Когда боги глухи | страница 57
— Не любила ты меня, Александра, — только и вымолвил он.
— А и себя-то никогда не любила, родный, — вздохнула она, вытирая кончиком платка слезы в уголках глаз. — Такая уж каменная уродилась.
— Отчего бабка Сова умерла? — спросил он.
— От чего люди умирают? Кто от болезней, кто на войне, а Сова от старости. Какая ни на есть была хорошая колдунья, а больше, чем бог годов отпустил, и себе не наколдовала.
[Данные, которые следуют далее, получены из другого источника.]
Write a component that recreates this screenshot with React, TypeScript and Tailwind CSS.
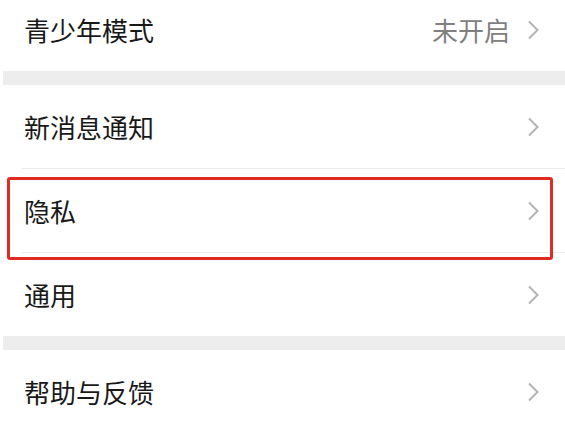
import { ReactNode } from 'react'

function Chevron() {
  return (
    <svg width="12" height="20" viewBox="0 0 12 20" fill="none" className="shrink-0">
      <path d="M2 1.5 L10.5 10 L2 18.5" stroke="#b3b3b3" strokeWidth="2" />
    </svg>
  )
}

function Row({ label, value, first }: { label: string; value?: ReactNode; first?: boolean }) {
  return (
    <div className={`flex items-center h-[83px] pl-6 pr-[26px] ${first ? 'mt-[-12px]' : ''}`}>
      <span className="flex-1 text-[26px] text-[#191919]">{label}</span>
      {value && <span className="text-[26px] text-[#808080] mr-[17px]">{value}</span>}
      <Chevron />
    </div>
  )
}

function Divider() {
  return <div className="h-px ml-[22px] bg-[#ebebeb]" />
}

function Gap() {
  return <div className="h-[14px] ml-[3px] bg-[#ededed]" />
}

export default function App() {
  return (
    <div
      className="relative w-[565px] h-[431px] overflow-hidden bg-white"
      style={{ fontFamily: '"Noto Sans CJK SC", "Noto Sans", sans-serif' }}
    >
      <Row label="青少年模式" value="未开启" first />
      <Gap />
      <Row label="新消息通知" />
      <Divider />
      <Row label="隐私" />
      <Divider />
      <Row label="通用" />
      <Gap />
      <Row label="帮助与反馈" />

      {/* highlight box */}
      <div className="absolute left-[7px] top-[177px] w-[546px] h-[83px] border-[3px] border-[#e02a22] rounded-[3px]" />
    </div>
  )
}
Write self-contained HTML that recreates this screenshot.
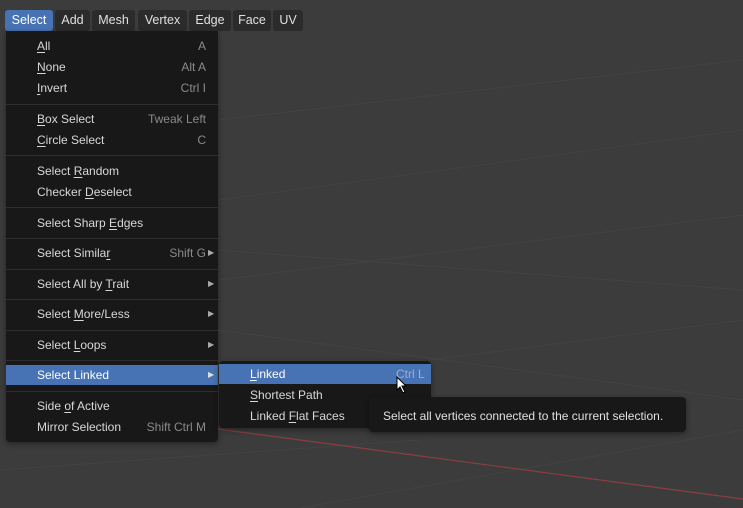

И так, слава богу, лет девяносто прожила.
— А Тимаш жив?
— Как молоденький, от магазина до буфета бегает, и нос вечно красный! Этого и года не берут, видно, с самим чертом повязался… Бахвалится, что он Андрею Ивановичу помогал и этому… Кузнецову.
— Не объявлялся здесь Кузнецов?
— Слыхала, что он погиб в неметчине. А коли и жив бы был, что ему здесь делать? Тонька с Казаковым в Великополе, Вадька, наверное, его забыл.
— Сынок-то не пошел по батькиным следам?
— Вадька-то? В артисты записался… — усмехнулась Александра. — И смех и грех! Сколь здесь живу, ни одного еще артиста в Андреевке не было.
— Костя Добрынин, говоришь, на стеклозаводе работает? Кем?
— Не связывайся с ним, Ростислав, тут же на тебя заявит…
— Жалеешь меня? — усмехнулся он.
— Не чужой ты мне.
— Ночью уйду я, — опустив голову, сказал Карнаков.
— Вроде ты умный, сильный, Ростислав, за что и был мне люб, а вот жизнь свою так и не смог по человечески устроить, — раздумчиво заговорила Александра. — Неужто то, что ты делаешь, стоит того, чтобы такую вот волчью жизнь вести?
— Кому что на роду написано, Шура: Тимашу — водку пить да песни горланить, Сове, царствие ей небесное, колдовать, Андрею Абросимову — громкую смерть принять от иноземцев, а мне — скитаться по России-матушке и верить в свою правду.
— А есть она, правда-то?
— Если ни во что не верить, тогда сразу петлю на шею…
— Боюсь, этим ты и кончишь, родный мой, — печально произнесла Александра.
— А чего бы тебе не стать колдуньей? — сказал он. — Вакансия освободилась… Дурачь народ!
— Я и так колдунья, — глядя ему в глаза, серьезно произнесла Александра. — Хочешь, предскажу твою судьбу?
— Не надо, — улыбнулся он. — Тот, кто знает свою судьбу, — самый несчастный человек.
— Бог тебе судья, — вздохнула она. — А все-таки лучше, ежели бы ты покаялся…
— Не говори так! — повысил он голос. — Ты не знаешь всех моих дел, и знать тебе про них не нужно.
— Зачем же пришел?
— И волку одному бывает тяжко… Нет-нет да и задерет башку и завоет на луну.
— Ну живи, как волк, — сказала она.
— Не прогонишь, если еще как-нибудь выберусь к тебе?